ROSS v. LLOYDS BANKING GROUP, PLC

United States District Court, Southern District of New York (2012)

Facts

Issue

Holding — Castel, J.

Rule

Reasoning

Deep Dive: How the Court Reached Its Decision

Background of the Case

In this case, Albert A. Ross brought a putative class action against Lloyds Banking Group, its chairman Sir Victor Blank, and its CEO Eric Daniels, alleging securities fraud related to Lloyds's acquisition of Halifax Bank of Scotland (HBOS). The plaintiff claimed that the defendants made false statements and omitted vital information regarding HBOS's financial condition and the emergency liquidity assistance it received from the UK government. Ross, who owned over 10,000 American Depositary Receipts (ADRs) of Lloyds, argued that these misrepresentations led to significant market losses once the true details were disclosed. The class period for the claims extended from September 18, 2008, the date of the acquisition announcement, to February 27, 2009. The defendants moved to dismiss the complaint, asserting that the allegations did not meet the heightened pleading standards required for securities fraud claims under the Private Securities Litigation Reform Act (PSLRA).

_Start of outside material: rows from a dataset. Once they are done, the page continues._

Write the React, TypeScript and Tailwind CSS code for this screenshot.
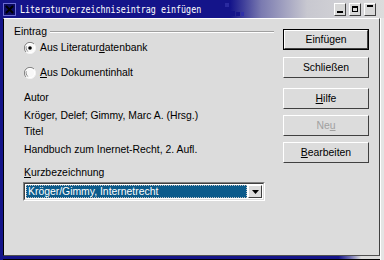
import React from 'react';

const ui = { fontFamily: '"Liberation Sans", Arial, sans-serif' };

function Radio({ checked }: { checked?: boolean }) {
  return (
    <svg width="12" height="12" viewBox="0 0 12 12" className="shrink-0">
      <circle cx="6" cy="6" r="5.5" fill="#ffffff" />
      <path d="M10 2 A5.5 5.5 0 0 0 2 10" stroke="#808080" strokeWidth="1" fill="none" />
      <path d="M2 10 A5.5 5.5 0 0 0 10 2" stroke="#f4f4f4" strokeWidth="1" fill="none" />
      <circle cx="6" cy="6" r="4" fill="#f8f8f8" stroke="#404040" strokeWidth="0.6" strokeDasharray="6 20" strokeDashoffset="-8" />
      {checked && <circle cx="6" cy="6" r="1.8" fill="#000" />}
    </svg>
  );
}

function Btn({ children, def, disabled }: { children: React.ReactNode; def?: boolean; disabled?: boolean }) {
  return (
    <div className={`w-[86px] h-[21px] ${def ? 'border border-black' : ''}`}>
      <div
        className={`h-full flex items-center justify-center border border-t-white border-l-white border-r-[#404040] border-b-[#404040] bg-[#dcdcdc] text-[10.4px] ${
          disabled ? 'text-[#a0a0a0]' : 'text-black'
        }`}
      >
        {children}
      </div>
    </div>
  );
}

function TitleBar() {
  return (
    <div className="relative h-[18px] flex items-center bg-[linear-gradient(to_right,#14148a_0%,#14148a_60%,#7a7ab0_68%,#c8c8d0_80%,#dcdcdc_100%)]">
      <div className="ml-[3px] w-[13px] h-[13px] border border-[#6a6ad0] bg-[#0a0a60] flex items-center justify-center">
        <svg width="9" height="9" viewBox="0 0 9 9">
          <path d="M1 1 L8 8 M8 1 L1 8" stroke="#000" strokeWidth="2" />
        </svg>
      </div>
      <div className="ml-[4px] h-full flex items-center overflow-hidden">
        <span
          className="origin-left scale-x-[0.76] whitespace-nowrap text-white text-[11px] leading-none"
          style={{ fontFamily: '"DejaVu Sans Mono", monospace' }}
        >
          Literaturverzeichniseintrag einfügen
        </span>
      </div>
      {/* dithered squares at the end of the blue */}
      <div className="absolute left-[214px] top-[5px] w-[5px] h-[5px] bg-[#14148a]" />
      <div className="absolute left-[220px] top-[8px] w-[5px] h-[5px] bg-[#14148a]" />
      <div className="absolute left-[225px] top-[3px] w-[4px] h-[4px] bg-[#2a2aa0]" />
      <div className="absolute left-[230px] top-[11px] w-[5px] h-[5px] bg-[#14148a]" />
      <div className="absolute left-[236px] top-[12px] w-[4px] h-[4px] bg-[#14148a]" />
      <div className="absolute left-[241px] top-[12px] w-[3px] h-[4px] bg-[#3030a8]" />
      <div className="ml-auto mr-[8px] flex gap-[3px]">
        {['min', 'max', 'close'].map((k) => (
          <div
            key={k}
            className="w-[12px] h-[13px] bg-[#d8d8d8] border border-t-white border-l-white border-r-[#404040] border-b-[#404040] flex items-end justify-center pb-[2px]"
          >
            {k === 'min' && <div className="w-[6px] h-[2px] bg-black" />}
            {k === 'max' && <div className="w-[6px] h-[6px] border border-t-2 border-black mb-[1px]" />}
            {k === 'close' && <div className="w-[6px] h-[2px] bg-black mb-[6px]" />}
          </div>
        ))}
      </div>
    </div>
  );
}

export default function App() {
  return (
    <div className="w-[384px] h-[260px] flex flex-col overflow-hidden bg-[#dcdcdc]" style={ui}>
      <TitleBar />
      <div className="flex flex-1 min-h-0">
        <div className="w-[3px] bg-[#14148a]" />
        <div className="flex-1 flex flex-col min-w-0">
          <div className="flex-1 border-t border-t-white border-l border-l-black border-b border-b-[#505050] border-r border-r-[#404040] flex text-[10.4px] text-black">
            <div className="w-[270px] pl-[10px] pt-[6px] flex flex-col">
              <div className="flex items-center gap-[3px] h-[14px]">
                <span>Eintrag</span>
                <div className="flex-1 border-t border-t-[#a0a0a0] border-b border-b-white" />
              </div>
              <label className="flex items-center gap-[4px] ml-[10px] mt-[2px] h-[14px]">
                <Radio checked />
                <span>
                  Aus Literatur<u>d</u>atenbank
                </span>
              </label>
              <label className="flex items-center gap-[4px] ml-[10px] mt-[11px] h-[14px]">
                <Radio />
                <span>
                  <u>A</u>us Dokumentinhalt
                </span>
              </label>
              <div className="ml-[10px] mt-[11px] h-[14px] leading-[14px]">Autor</div>
              <div className="ml-[10px] mt-[4px] h-[14px] leading-[14px]">Kröger, Delef; Gimmy, Marc A. (Hrsg.)</div>
              <div className="ml-[10px] mt-[2px] h-[14px] leading-[14px]">Titel</div>
              <div className="ml-[10px] mt-[4px] h-[14px] leading-[14px]">Handbuch zum Inernet-Recht, 2. Aufl.</div>
              <div className="ml-[10px] mt-[9px] h-[14px] leading-[14px]">
                <u>K</u>urzbezeichnung
              </div>
              <div className="ml-[9px] mt-[2px] w-[242px] h-[19px] border border-t-[#808080] border-l-[#808080] border-r-white border-b-white">
                <div className="h-full flex border border-t-[#404040] border-l-[#404040] border-r-[#dcdcdc] border-b-[#dcdcdc] bg-white">
                  <div className="flex-1 m-[1px] bg-[#0c5b8b] text-white flex items-center pl-[2px] outline outline-1 outline-dotted outline-[#c0c0c0] -outline-offset-1">
                    Kröger/Gimmy, Internetrecht
                  </div>
                  <div className="w-[14px] my-[1px] mr-[1px] bg-[#dcdcdc] border border-t-white border-l-white border-r-[#404040] border-b-[#404040] flex items-center justify-center">
                    <svg width="7" height="4" viewBox="0 0 7 4">
                      <path d="M0 0 H7 L3.5 4 Z" fill="#000" />
                    </svg>
                  </div>
                </div>
              </div>
            </div>
            <div className="flex-1 flex flex-col pl-[9px] pt-[10px]">
              <Btn def>Einfügen</Btn>
              <div className="mt-[7px]">
                <Btn>Schließen</Btn>
              </div>
              <div className="mt-[10px]">
                <Btn>
                  <u>H</u>ilfe
                </Btn>
              </div>
              <div className="mt-[6px]">
                <Btn disabled>
                  Ne<u>u</u>
                </Btn>
              </div>
              <div className="mt-[6px]">
                <Btn>
                  <u>B</u>earbeiten
                </Btn>
              </div>
            </div>
          </div>
          <div className="h-[4px] bg-[linear-gradient(to_right,#14148a_0%,#14148a_89%,#6a6ab0_92%,#dcdcdc_95%)] border-b border-b-black" />
        </div>
        <div className="w-[4px] bg-[#e4e4e4] border-l border-l-white" />
      </div>
    </div>
  );
}
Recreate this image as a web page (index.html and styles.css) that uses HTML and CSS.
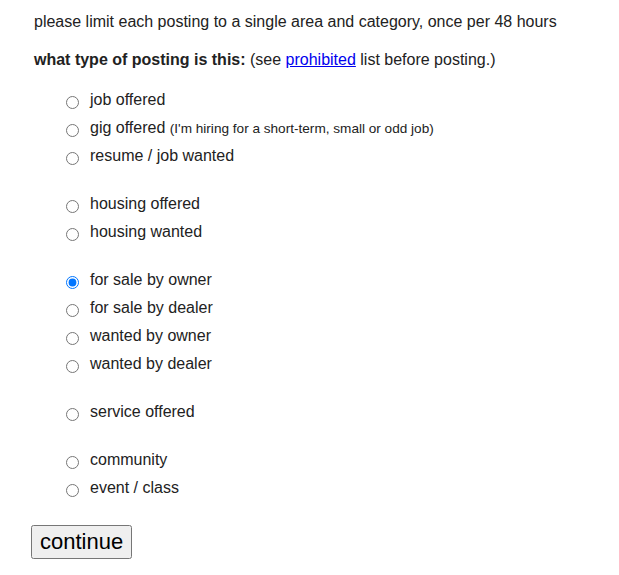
FILE: index.html
```html
<!DOCTYPE html>
<html>
<head>
<meta charset="utf-8">
<link rel="stylesheet" href="styles.css">
</head>
<body>
<form class="page">
  <p class="intro">please limit each posting to a single area and category, once per 48 hours</p>
  <p class="question"><b>what type of posting is this:</b> (see <a href="#">prohibited</a> list before posting.)</p>
  <div class="choices">
    <div class="group">
      <label class="row"><input type="radio" name="id"><span>job offered</span></label>
      <label class="row"><input type="radio" name="id"><span>gig offered <small>(I'm hiring for a short-term, small or odd job)</small></span></label>
      <label class="row"><input type="radio" name="id"><span>resume / job wanted</span></label>
    </div>
    <div class="group">
      <label class="row"><input type="radio" name="id"><span>housing offered</span></label>
      <label class="row"><input type="radio" name="id"><span>housing wanted</span></label>
    </div>
    <div class="group">
      <label class="row"><input type="radio" name="id" checked><span>for sale by owner</span></label>
      <label class="row"><input type="radio" name="id"><span>for sale by dealer</span></label>
      <label class="row"><input type="radio" name="id"><span>wanted by owner</span></label>
      <label class="row"><input type="radio" name="id"><span>wanted by dealer</span></label>
    </div>
    <div class="group">
      <label class="row"><input type="radio" name="id"><span>service offered</span></label>
    </div>
    <div class="group">
      <label class="row"><input type="radio" name="id"><span>community</span></label>
      <label class="row"><input type="radio" name="id"><span>event / class</span></label>
    </div>
  </div>
  <button type="button" class="go">continue</button>
</form>
</body>
</html>
```
FILE: styles.css
```css
html, body {
  margin: 0;
  padding: 0;
  background: #fff;
}
body {
  font-family: "Liberation Sans", Arial, sans-serif;
  font-size: 16px;
  color: #222;
}
.page {
  padding: 13px 0 0 34px;
}
.intro {
  margin: 0;
  line-height: 18px;
}
.question {
  margin: 20px 0 0 0;
  line-height: 18px;
}
.question a {
  color: #0000ee;
}
.choices {
  margin-top: 17px;
  padding-left: 32px;
}
.group {
  margin-bottom: 20px;
}
.group:last-child {
  margin-bottom: 0;
}
.row {
  display: block;
  height: 28px;
  line-height: 28px;
  white-space: nowrap;
}
.row input {
  margin: 0 11px 0 0;
  width: 13px;
  height: 13px;
  vertical-align: -4px;
}
.row small {
  font-size: 13.6px;
}
.go {
  margin-top: 23px;
  margin-left: -3px;
  font-family: "Liberation Sans", Arial, sans-serif;
  font-size: 22px;
  color: #000;
  padding: 2px 7px;
}
```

Court's Analysis of Material Misstatements

The court reasoned that the complaint failed to plausibly allege any material misstatements or omissions by the defendants. It noted that many of the statements cited by the plaintiff were general, optimistic assertions about the acquisition rather than specific, actionable misrepresentations. The court emphasized that expressions of business optimism and generalizations about company practices do not constitute securities fraud. For instance, statements that characterized the acquisition as "fantastic" or "a great deal" were seen as non-actionable opinions rather than concrete representations of fact. The court highlighted that the plaintiff did not provide sufficient context for many statements and failed to show that the statements were knowingly false at the time they were made, which is necessary for establishing securities fraud.

Failure to Establish Scienter

The court also found that the complaint did not raise a cogent and compelling inference of scienter, which refers to the defendants' intent to deceive. The plaintiff's allegations regarding the defendants' knowledge of facts contradicting their public statements were deemed too vague and conclusory. The court pointed out that the complaint failed to specify how and when the defendants received information about HBOS’s financial issues or the emergency liquidity assistance. Additionally, the mere fact that the defendants held high positions in the company did not suffice to infer their knowledge or intent to mislead investors. The court determined that the allegations did not demonstrate an extreme departure from ordinary care, which is necessary to establish recklessness as a basis for scienter in securities fraud cases.

Material Omissions and Disclosure Obligations

The court addressed the claim regarding the alleged material omission of the emergency liquidity assistance (ELA) provided to HBOS. It concluded that the defendants had disclosed the necessity of government funding and liquidity measures, which encompassed the ELA. The court noted that the plaintiff's theory of fraud relied on the assertion that the omission of the ELA misled investors about the true financial state of HBOS. However, the court reasoned that the defendants had already publicly acknowledged their reliance on government assistance, thus rendering the specific omission of the ELA non-actionable. It further concluded that the plaintiff failed to demonstrate that the lack of disclosure regarding ELA would have significantly altered the total mix of available information for investors.

Conclusion of the Court

Ultimately, the U.S. District Court for the Southern District of New York granted the defendants' motion to dismiss. It found that the complaint did not adequately plead the essential elements of securities fraud, including material misstatements, omissions, and the requisite state of mind. The court emphasized that the plaintiff had previously amended the complaint and still failed to meet the heightened pleading standards set by the PSLRA and Federal Rules of Civil Procedure. The ruling concluded the case at that level, reinforcing the necessity for precise allegations in securities fraud claims to protect against unfounded accusations and safeguard the reputations of corporate executives.